411: I talked to some guys who were saying that all the pop icons are like, 16. And they were like, "What's a 16 year-old really know about art?"
CH: I can agree because 16 year-olds buy most of the records. They're [record companies] trying to snare that energy and they're not promoting anything else. I think what's going to happen is that live gigs will become a factor again. You'll either be able to play, or you'll have to go home.

411: I never listen to the radio anymore because it's just disappointing. I don't know how some of these guys get record deals. It just seems idiotic. And there's no connection there. It's not like old-school hip-hop where you felt the passion, or jazz, where you can hear the aesthetic of the feeling and the sentiment...
CH: I remember when that stuff came out, what the release date was, and going to the store to buy the vinyl. I feel like there's four or five records a year that excite me when then come out. Other than that, it's pretty sad.

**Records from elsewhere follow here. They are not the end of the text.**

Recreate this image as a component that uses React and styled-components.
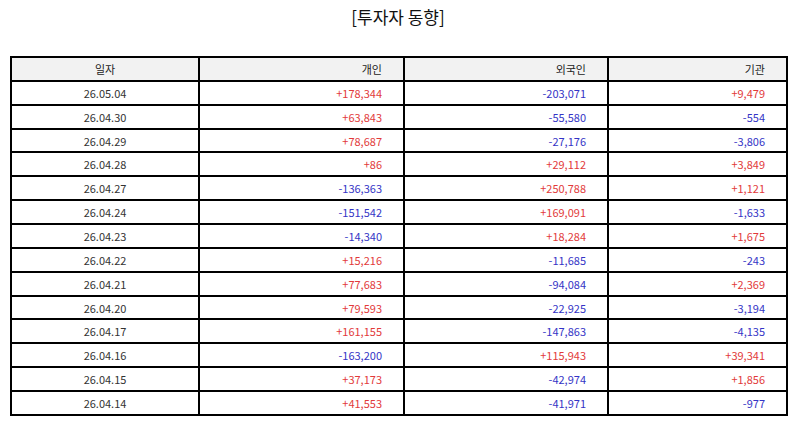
import React from 'react';
import styled, { createGlobalStyle } from 'styled-components';

const GlobalStyle = createGlobalStyle`
  body {
    margin: 0;
    background: #fff;
    font-family: "Noto Sans CJK KR", "Noto Sans", sans-serif;
  }
`;

const Page = styled.div`
  width: 795px;
  height: 425px;
  box-sizing: border-box;
  padding: 0 9px 0 10px;
`;

const Title = styled.h1`
  margin: 0;
  height: 56px;
  padding-top: 5px;
  box-sizing: border-box;
  text-align: center;
  font-size: 17px;
  font-weight: 400;
  color: #111;
  line-height: 24px;
`;

const Table = styled.table`
  width: 776px;
  border-collapse: collapse;
  table-layout: fixed;
  border: 2px solid #000;
  font-size: 11px;
`;

const Row = styled.tr`
  height: 23.87px;
`;

const HeadCell = styled.th`
  border: 2px solid #000;
  background: #f2f2f2;
  font-weight: 400;
  color: #222;
  padding: 0 ${(p) => (p.$center ? '0' : '21px')} 0 0;
  text-align: ${(p) => (p.$center ? 'center' : 'right')};
`;

const Cell = styled.td`
  border: 2px solid #000;
  padding: 0 ${(p) => (p.$center ? '0' : '21px')} 0 0;
  text-align: ${(p) => (p.$center ? 'center' : 'right')};
  color: ${(p) => {
    if (p.$tone === 'up') return '#e23a3a';
    if (p.$tone === 'down') return '#3434c6';
    return '#333';
  }};
`;

const rows = [
  ['26.05.04', '+178,344', '-203,071', '+9,479'],
  ['26.04.30', '+63,843', '-55,580', '-554'],
  ['26.04.29', '+78,687', '-27,176', '-3,806'],
  ['26.04.28', '+86', '+29,112', '+3,849'],
  ['26.04.27', '-136,363', '+250,788', '+1,121'],
  ['26.04.24', '-151,542', '+169,091', '-1,633'],
  ['26.04.23', '-14,340', '+18,284', '+1,675'],
  ['26.04.22', '+15,216', '-11,685', '-243'],
  ['26.04.21', '+77,683', '-94,084', '+2,369'],
  ['26.04.20', '+79,593', '-22,925', '-3,194'],
  ['26.04.17', '+161,155', '-147,863', '-4,135'],
  ['26.04.16', '-163,200', '+115,943', '+39,341'],
  ['26.04.15', '+37,173', '-42,974', '+1,856'],
  ['26.04.14', '+41,553', '-41,971', '-977'],
];

const tone = (v) => (v.startsWith('+') ? 'up' : 'down');

export default function App() {
  return (
    <>
      <GlobalStyle />
      <Page>
        <Title>[투자자 동향]</Title>
        <Table>
          <colgroup>
            <col style={{ width: 188 }} />
            <col style={{ width: 205 }} />
            <col style={{ width: 204 }} />
            <col style={{ width: 179 }} />
          </colgroup>
          <thead>
            <Row>
              <HeadCell $center>일자</HeadCell>
              <HeadCell>개인</HeadCell>
              <HeadCell>외국인</HeadCell>
              <HeadCell>기관</HeadCell>
            </Row>
          </thead>
          <tbody>
            {rows.map(([date, person, foreign, inst]) => (
              <Row key={date}>
                <Cell $center>{date}</Cell>
                <Cell $tone={tone(person)}>{person}</Cell>
                <Cell $tone={tone(foreign)}>{foreign}</Cell>
                <Cell $tone={tone(inst)}>{inst}</Cell>
              </Row>
            ))}
          </tbody>
        </Table>
      </Page>
    </>
  );
}
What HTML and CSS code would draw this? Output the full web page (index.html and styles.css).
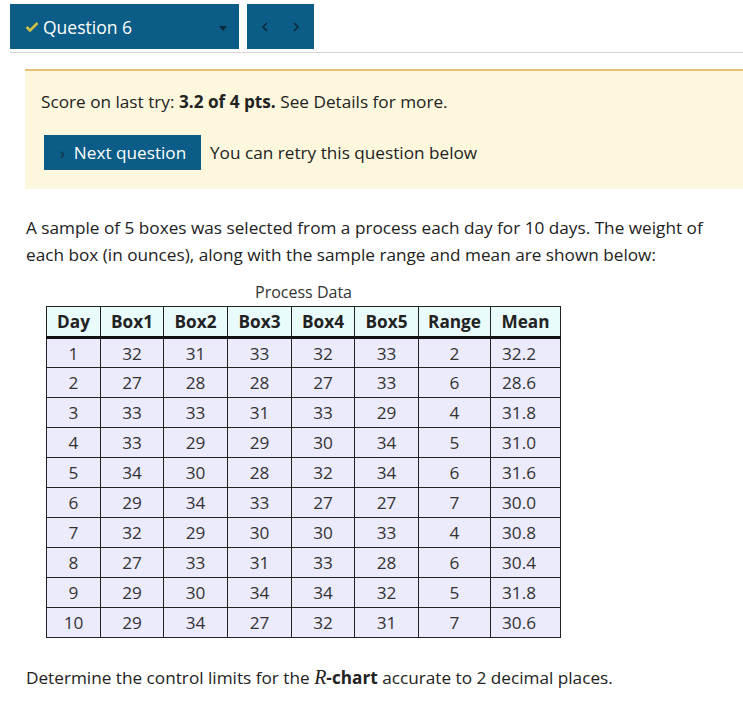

411: I feel like a lot of new European music really has that funk-type edge that's missing in a lot of contemporary American music.
CH: I don't think so. I think they're a lot of great musicians around and they were just made obsolete by producers. With EWF's Maurice White, who used to be a drummer, you had a producer who was the guy in the classic sense of the word. He wrote the tracks, arranged them, everything. Today it's all generated through samples and computers and sequencers. It's interesting, but the musicality is lost. It's more like producing a sound track than a record.

411: So, you're a big D'Angelo fan?
CH: Oh, yeah. He just saw me playing on BET and then called up my manager and I went down and played with him.

411: Any artists you're looking forward to collaborating with?
CH: It's hard to say. I don't want to say anything in case it doesn't happen.